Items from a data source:
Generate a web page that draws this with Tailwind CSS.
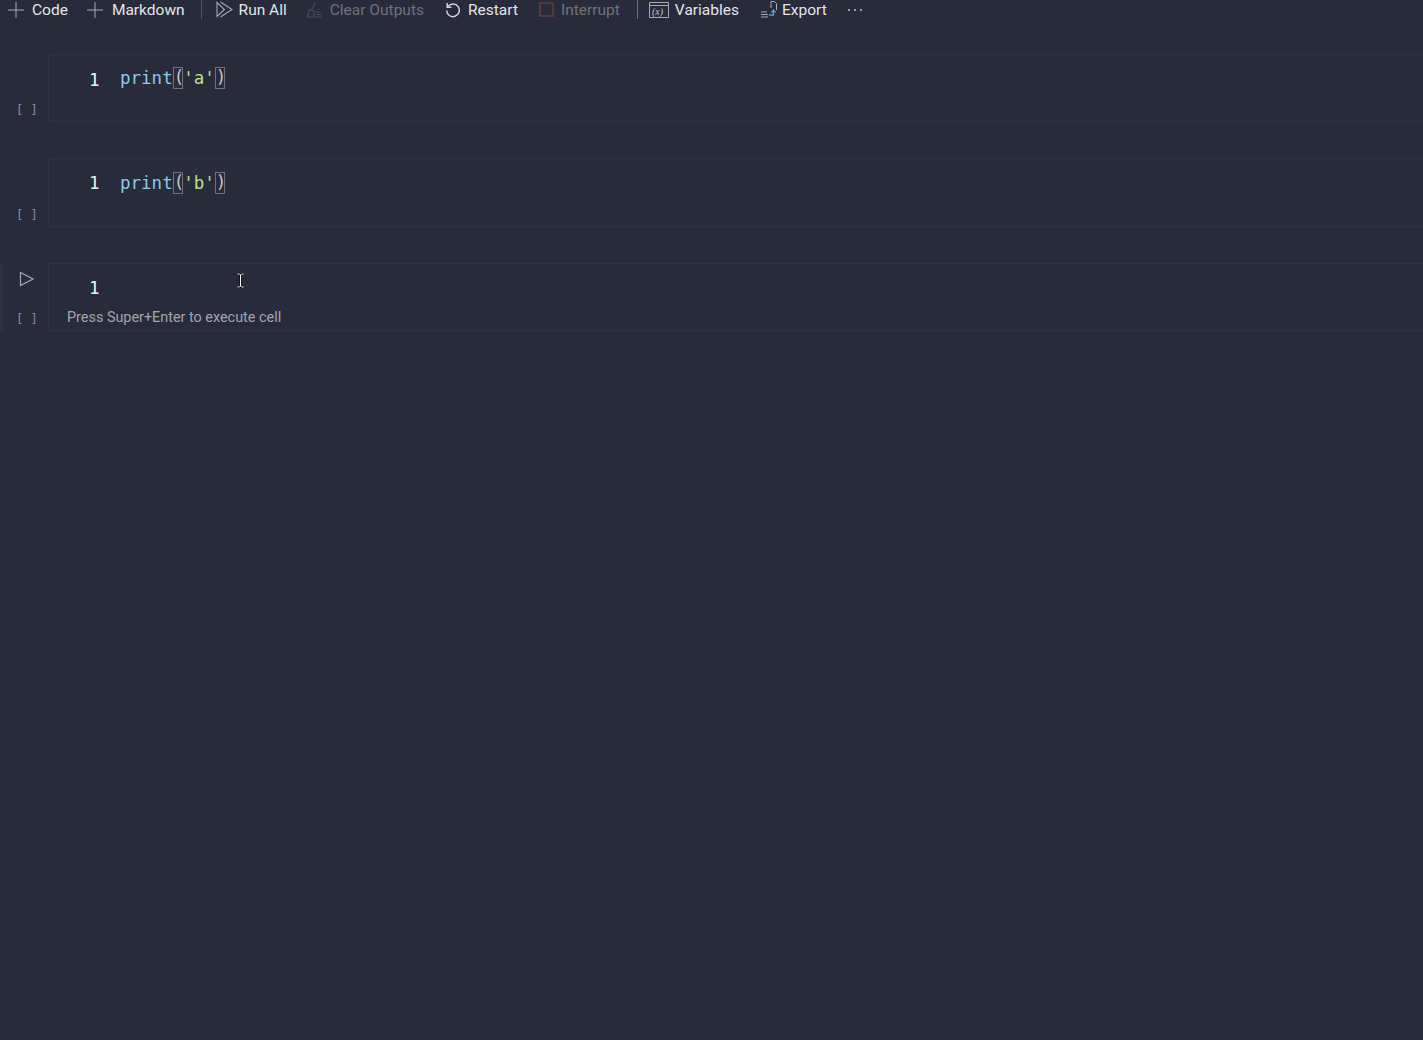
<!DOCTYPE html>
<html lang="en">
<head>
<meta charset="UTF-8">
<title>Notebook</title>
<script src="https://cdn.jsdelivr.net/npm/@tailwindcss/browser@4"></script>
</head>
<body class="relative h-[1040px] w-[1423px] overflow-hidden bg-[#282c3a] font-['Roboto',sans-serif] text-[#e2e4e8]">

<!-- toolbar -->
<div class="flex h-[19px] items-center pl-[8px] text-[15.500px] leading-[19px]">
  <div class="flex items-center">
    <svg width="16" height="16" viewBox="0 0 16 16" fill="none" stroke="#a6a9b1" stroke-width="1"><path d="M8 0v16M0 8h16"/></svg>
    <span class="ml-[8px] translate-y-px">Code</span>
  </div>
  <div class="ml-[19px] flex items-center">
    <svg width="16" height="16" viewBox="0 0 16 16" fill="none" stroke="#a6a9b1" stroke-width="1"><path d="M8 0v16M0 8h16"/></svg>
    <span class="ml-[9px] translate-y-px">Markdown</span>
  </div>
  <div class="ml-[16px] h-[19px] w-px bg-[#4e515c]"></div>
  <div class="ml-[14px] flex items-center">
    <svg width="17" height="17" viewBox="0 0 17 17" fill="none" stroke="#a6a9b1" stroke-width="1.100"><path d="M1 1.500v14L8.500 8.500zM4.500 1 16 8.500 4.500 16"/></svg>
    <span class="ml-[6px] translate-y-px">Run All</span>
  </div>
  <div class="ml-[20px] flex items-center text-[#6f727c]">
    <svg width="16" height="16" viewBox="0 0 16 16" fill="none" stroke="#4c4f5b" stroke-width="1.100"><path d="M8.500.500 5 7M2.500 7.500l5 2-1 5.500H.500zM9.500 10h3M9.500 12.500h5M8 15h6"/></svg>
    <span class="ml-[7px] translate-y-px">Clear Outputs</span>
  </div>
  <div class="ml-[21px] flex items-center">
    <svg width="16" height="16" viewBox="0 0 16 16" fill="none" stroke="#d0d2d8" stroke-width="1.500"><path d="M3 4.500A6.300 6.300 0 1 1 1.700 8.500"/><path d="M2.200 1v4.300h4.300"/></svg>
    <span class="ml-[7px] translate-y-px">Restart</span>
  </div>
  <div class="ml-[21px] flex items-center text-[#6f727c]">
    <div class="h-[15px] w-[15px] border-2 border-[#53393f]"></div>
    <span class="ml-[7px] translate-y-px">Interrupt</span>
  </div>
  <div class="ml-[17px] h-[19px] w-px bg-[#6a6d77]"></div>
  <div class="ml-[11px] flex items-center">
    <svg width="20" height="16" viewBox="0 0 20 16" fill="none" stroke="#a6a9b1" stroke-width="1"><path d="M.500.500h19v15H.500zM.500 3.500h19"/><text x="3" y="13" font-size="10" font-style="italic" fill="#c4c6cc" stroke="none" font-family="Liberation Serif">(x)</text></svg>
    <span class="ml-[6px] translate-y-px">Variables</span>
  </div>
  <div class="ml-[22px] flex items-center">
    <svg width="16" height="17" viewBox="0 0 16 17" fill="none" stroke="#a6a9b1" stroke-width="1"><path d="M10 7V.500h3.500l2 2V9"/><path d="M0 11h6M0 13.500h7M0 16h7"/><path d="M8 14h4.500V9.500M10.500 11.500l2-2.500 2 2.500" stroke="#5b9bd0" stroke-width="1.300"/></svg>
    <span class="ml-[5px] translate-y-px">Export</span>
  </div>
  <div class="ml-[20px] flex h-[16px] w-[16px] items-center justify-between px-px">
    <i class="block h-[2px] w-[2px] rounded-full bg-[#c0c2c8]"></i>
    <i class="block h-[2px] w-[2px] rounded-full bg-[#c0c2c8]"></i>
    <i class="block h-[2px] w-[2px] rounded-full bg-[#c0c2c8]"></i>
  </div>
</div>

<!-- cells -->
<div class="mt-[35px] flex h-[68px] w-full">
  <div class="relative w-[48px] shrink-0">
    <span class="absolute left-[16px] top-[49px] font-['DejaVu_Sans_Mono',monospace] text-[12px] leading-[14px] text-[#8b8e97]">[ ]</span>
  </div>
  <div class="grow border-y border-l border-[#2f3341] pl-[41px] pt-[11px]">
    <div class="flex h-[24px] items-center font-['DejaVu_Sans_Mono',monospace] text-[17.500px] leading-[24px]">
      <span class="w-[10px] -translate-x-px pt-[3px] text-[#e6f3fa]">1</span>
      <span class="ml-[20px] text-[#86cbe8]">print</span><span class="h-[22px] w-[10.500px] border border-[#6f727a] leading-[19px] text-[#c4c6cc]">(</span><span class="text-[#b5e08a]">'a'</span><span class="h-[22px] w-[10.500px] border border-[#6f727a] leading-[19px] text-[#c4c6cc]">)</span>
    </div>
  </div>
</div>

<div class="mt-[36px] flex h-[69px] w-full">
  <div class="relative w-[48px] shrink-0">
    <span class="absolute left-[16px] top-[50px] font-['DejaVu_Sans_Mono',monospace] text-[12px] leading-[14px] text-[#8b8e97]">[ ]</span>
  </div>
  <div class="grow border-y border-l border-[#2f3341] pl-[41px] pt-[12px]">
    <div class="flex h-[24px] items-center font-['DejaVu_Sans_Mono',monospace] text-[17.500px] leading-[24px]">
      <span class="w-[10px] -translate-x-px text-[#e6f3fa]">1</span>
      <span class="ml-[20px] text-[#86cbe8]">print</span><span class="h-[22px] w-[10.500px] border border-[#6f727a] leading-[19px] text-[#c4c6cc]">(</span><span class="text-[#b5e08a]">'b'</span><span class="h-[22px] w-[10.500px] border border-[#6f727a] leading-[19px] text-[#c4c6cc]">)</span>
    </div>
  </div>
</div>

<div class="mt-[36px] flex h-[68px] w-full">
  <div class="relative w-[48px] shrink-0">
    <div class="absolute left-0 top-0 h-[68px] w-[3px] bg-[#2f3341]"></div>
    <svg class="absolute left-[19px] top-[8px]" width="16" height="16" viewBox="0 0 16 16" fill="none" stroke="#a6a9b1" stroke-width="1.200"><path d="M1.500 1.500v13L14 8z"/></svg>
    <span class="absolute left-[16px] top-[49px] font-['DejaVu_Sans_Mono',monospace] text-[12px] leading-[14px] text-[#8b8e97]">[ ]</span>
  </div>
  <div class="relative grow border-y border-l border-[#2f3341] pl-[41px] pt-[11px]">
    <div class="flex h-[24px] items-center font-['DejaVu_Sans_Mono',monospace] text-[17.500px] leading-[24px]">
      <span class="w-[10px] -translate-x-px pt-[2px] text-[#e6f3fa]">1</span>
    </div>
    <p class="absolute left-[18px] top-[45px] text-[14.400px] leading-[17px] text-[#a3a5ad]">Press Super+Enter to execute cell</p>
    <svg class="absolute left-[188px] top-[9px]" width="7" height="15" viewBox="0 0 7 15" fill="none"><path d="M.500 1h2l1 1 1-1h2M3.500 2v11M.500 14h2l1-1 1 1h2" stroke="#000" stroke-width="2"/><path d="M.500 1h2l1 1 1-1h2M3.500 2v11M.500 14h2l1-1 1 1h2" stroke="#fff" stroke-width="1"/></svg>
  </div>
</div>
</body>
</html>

* * *

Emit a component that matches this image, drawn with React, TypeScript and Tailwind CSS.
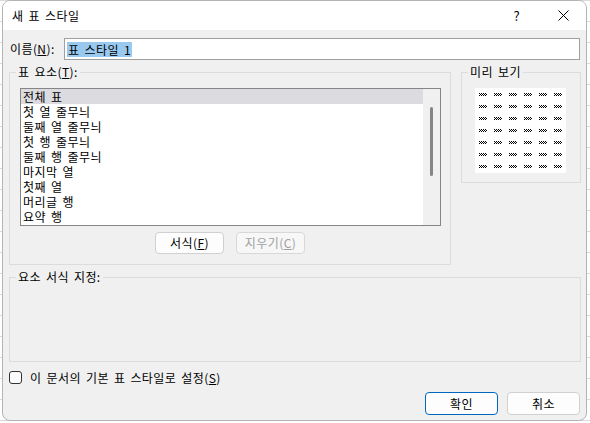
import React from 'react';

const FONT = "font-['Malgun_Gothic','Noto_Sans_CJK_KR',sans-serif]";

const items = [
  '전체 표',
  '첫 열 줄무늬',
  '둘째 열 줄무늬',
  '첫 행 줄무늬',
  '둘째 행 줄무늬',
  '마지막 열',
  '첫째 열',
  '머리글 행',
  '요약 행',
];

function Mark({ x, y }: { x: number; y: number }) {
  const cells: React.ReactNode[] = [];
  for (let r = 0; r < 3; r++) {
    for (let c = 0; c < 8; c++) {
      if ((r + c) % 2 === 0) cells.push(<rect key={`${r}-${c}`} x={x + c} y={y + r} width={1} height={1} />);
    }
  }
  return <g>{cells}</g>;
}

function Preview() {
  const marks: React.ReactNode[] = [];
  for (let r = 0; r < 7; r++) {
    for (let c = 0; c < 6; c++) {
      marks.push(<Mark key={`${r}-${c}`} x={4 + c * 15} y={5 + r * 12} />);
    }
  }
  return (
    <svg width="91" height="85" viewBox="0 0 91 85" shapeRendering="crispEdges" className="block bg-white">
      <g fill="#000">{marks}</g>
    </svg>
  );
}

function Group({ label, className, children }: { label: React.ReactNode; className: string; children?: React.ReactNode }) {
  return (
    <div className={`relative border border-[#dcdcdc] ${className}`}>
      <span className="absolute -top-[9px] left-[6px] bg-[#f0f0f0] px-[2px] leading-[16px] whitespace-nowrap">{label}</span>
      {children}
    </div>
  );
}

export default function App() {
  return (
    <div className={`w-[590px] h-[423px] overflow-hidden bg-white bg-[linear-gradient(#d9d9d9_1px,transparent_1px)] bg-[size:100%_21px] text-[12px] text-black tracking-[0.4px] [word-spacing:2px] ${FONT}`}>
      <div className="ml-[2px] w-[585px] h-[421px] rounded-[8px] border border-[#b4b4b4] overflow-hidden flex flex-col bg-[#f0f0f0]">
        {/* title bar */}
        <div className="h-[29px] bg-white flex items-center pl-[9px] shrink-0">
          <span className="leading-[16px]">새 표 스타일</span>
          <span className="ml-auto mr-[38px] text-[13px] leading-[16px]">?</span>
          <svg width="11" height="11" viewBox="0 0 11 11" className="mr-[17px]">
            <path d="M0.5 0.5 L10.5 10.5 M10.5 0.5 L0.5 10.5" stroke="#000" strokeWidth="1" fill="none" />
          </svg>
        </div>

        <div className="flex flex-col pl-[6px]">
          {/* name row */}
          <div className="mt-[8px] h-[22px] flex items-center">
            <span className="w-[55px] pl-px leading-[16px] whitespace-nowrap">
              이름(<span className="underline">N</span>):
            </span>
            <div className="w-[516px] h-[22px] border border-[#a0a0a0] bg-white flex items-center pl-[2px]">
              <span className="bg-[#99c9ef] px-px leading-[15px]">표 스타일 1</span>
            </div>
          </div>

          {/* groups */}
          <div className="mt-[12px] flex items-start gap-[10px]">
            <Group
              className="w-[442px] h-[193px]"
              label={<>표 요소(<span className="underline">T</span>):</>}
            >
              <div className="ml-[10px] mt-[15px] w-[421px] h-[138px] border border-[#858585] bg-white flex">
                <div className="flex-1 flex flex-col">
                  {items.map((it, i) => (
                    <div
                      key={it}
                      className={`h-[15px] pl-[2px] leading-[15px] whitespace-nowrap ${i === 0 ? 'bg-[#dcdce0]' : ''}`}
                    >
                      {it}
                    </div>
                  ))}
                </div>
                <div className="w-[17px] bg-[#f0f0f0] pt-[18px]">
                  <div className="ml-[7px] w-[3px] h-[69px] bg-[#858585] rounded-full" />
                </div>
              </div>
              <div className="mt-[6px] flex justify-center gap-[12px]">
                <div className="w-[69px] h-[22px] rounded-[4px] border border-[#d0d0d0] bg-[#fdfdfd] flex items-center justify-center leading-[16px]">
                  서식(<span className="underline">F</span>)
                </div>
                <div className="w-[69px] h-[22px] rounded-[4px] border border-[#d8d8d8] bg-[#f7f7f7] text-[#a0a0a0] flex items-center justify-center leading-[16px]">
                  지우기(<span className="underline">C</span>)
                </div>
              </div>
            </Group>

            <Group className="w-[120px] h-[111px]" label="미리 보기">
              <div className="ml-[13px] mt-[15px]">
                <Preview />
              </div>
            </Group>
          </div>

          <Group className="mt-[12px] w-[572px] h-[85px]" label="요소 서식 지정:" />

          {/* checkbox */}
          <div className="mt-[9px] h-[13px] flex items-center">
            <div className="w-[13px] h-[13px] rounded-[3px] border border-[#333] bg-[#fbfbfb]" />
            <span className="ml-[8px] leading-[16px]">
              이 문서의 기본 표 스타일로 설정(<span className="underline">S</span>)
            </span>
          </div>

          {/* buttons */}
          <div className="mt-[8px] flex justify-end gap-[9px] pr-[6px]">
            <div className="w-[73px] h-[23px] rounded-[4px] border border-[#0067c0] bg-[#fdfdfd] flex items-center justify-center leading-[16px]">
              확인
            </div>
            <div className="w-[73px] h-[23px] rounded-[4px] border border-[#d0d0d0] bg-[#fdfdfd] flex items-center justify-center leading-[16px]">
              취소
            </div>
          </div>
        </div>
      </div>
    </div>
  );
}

§ **TASK TO CARRY OUT**:
Set down, without pictures, the lines between the line holding "Generate a web" and the line holding "h-[1040px] w-[1423px] overflow-hidden", both inclusive.

§ **ANSWER**:
Generate a web page that draws this with Tailwind CSS.
<!DOCTYPE html>
<html lang="en">
<head>
<meta charset="UTF-8">
<title>Notebook</title>
<script src="https://cdn.jsdelivr.net/npm/@tailwindcss/browser@4"></script>
</head>
<body class="relative h-[1040px] w-[1423px] overflow-hidden bg-[#282c3a] font-['Roboto',sans-serif] text-[#e2e4e8]">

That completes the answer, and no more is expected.